* **Instruction**: Select from the records below every line that has the word "components" in it.

* **Records for this task**:

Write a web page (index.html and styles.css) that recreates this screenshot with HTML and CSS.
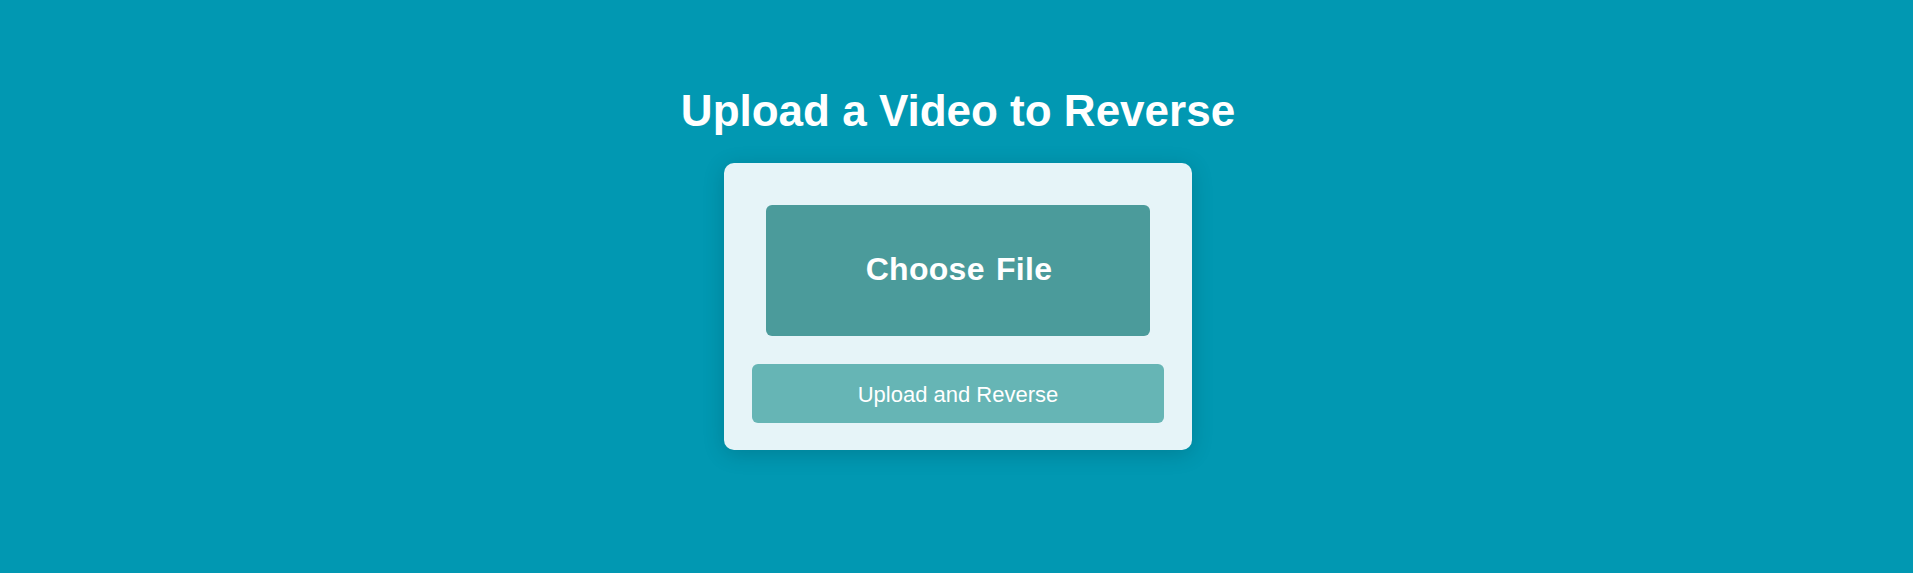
FILE: index.html
```html
<!DOCTYPE html>
<html lang="en">
<head>
<meta charset="utf-8">
<title>Upload a Video to Reverse</title>
<link rel="stylesheet" href="styles.css">
</head>
<body>
<main class="page">
  <h1 class="title">Upload a Video to Reverse</h1>
  <form class="card">
    <label class="choose">
      <input class="file-input" type="file" accept="video/*">
      <span class="choose-text">Choose File</span>
    </label>
    <button class="submit" type="button">Upload and Reverse</button>
  </form>
</main>
</body>
</html>
```
FILE: styles.css
```css
html, body {
  margin: 0;
  padding: 0;
}
body {
  background: #0198b2;
  font-family: "Liberation Sans", Arial, sans-serif;
  height: 573px;
  overflow: hidden;
}
.page {
  display: flex;
  flex-direction: column;
  align-items: center;
  padding-top: 85px;
  padding-left: 3px;
}
.title {
  margin: 0 0 27px;
  font-size: 44px;
  line-height: 51px;
  font-weight: bold;
  color: #ffffff;
}
.card {
  box-sizing: border-box;
  width: 468px;
  padding: 28px 28px 27px;
  background: #e6f4f8;
  border-radius: 10px;
  box-shadow: 0 4px 22px rgba(0, 0, 0, 0.16);
  display: flex;
  flex-direction: column;
}
.choose {
  margin: 14px 14px 28px;
  height: 131px;
  background: #4b9b9b;
  border-radius: 6px;
  display: flex;
  align-items: center;
  justify-content: center;
  padding-bottom: 2px;
  box-sizing: border-box;
  cursor: pointer;
}
.file-input {
  display: none;
}
.choose-text {
  color: #ffffff;
  font-size: 32px;
  font-weight: bold;
  letter-spacing: 0.3px;
  word-spacing: 2px;
  padding-left: 2px;
}
.submit {
  height: 59px;
  border: none;
  border-radius: 6px;
  background: #66b5b5;
  color: #ffffff;
  font-family: "Liberation Sans", Arial, sans-serif;
  font-size: 22px;
  padding: 2px 0 0;
  cursor: pointer;
}
```
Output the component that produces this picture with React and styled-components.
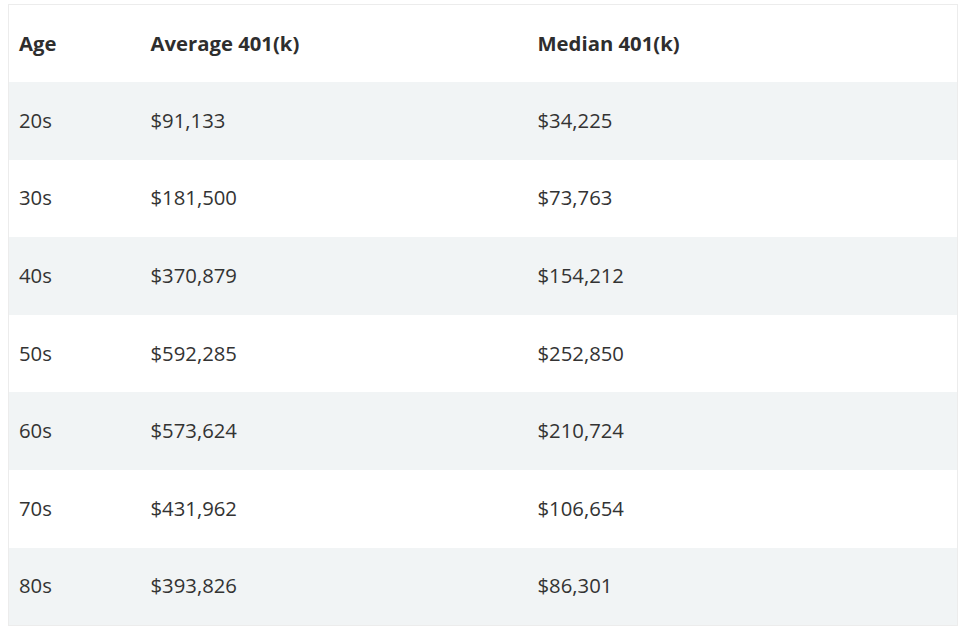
import React from "react";
import styled, { createGlobalStyle } from "styled-components";

const Global = createGlobalStyle`
  html, body { margin: 0; padding: 0; background: #fff; }
  body { font-family: "Open Sans", "Liberation Sans", sans-serif; color: #333; }
`;

const Wrap = styled.div`
  padding: 4px 0 0 8px;
`;

const Table = styled.table`
  width: 950px;
  border-collapse: collapse;
  table-layout: fixed;
  border: 1px solid #ececec;
  font-size: 20.3px;
  line-height: 30px;
`;

const Row = styled.tr`
  background: ${(p) => (p.$alt ? "#f1f4f5" : "#fff")};
`;

const Th = styled.th`
  text-align: left;
  font-weight: 700;
  padding: 22.5px 10px 24.5px 10px;
  color: #2e2e2e;
`;

const Td = styled.td`
  padding: 22.8px 10px 24.8px 10px;
  font-weight: 400;
  color: #333;
`;

const rows = [
  ["20s", "$91,133", "$34,225"],
  ["30s", "$181,500", "$73,763"],
  ["40s", "$370,879", "$154,212"],
  ["50s", "$592,285", "$252,850"],
  ["60s", "$573,624", "$210,724"],
  ["70s", "$431,962", "$106,654"],
  ["80s", "$393,826", "$86,301"],
];

export default function App() {
  return (
    <>
      <Global />
      <Wrap>
        <Table>
          <colgroup>
            <col style={{ width: 132 }} />
            <col style={{ width: 387 }} />
            <col />
          </colgroup>
          <thead>
            <Row>
              <Th>Age</Th>
              <Th>Average 401(k)</Th>
              <Th>Median 401(k)</Th>
            </Row>
          </thead>
          <tbody>
            {rows.map((r, i) => (
              <Row key={r[0]} $alt={i % 2 === 0}>
                <Td>{r[0]}</Td>
                <Td>{r[1]}</Td>
                <Td>{r[2]}</Td>
              </Row>
            ))}
          </tbody>
        </Table>
      </Wrap>
    </>
  );
}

* **Task solution**:
Output the component that produces this picture with React and styled-components.
import styled, { createGlobalStyle } from "styled-components";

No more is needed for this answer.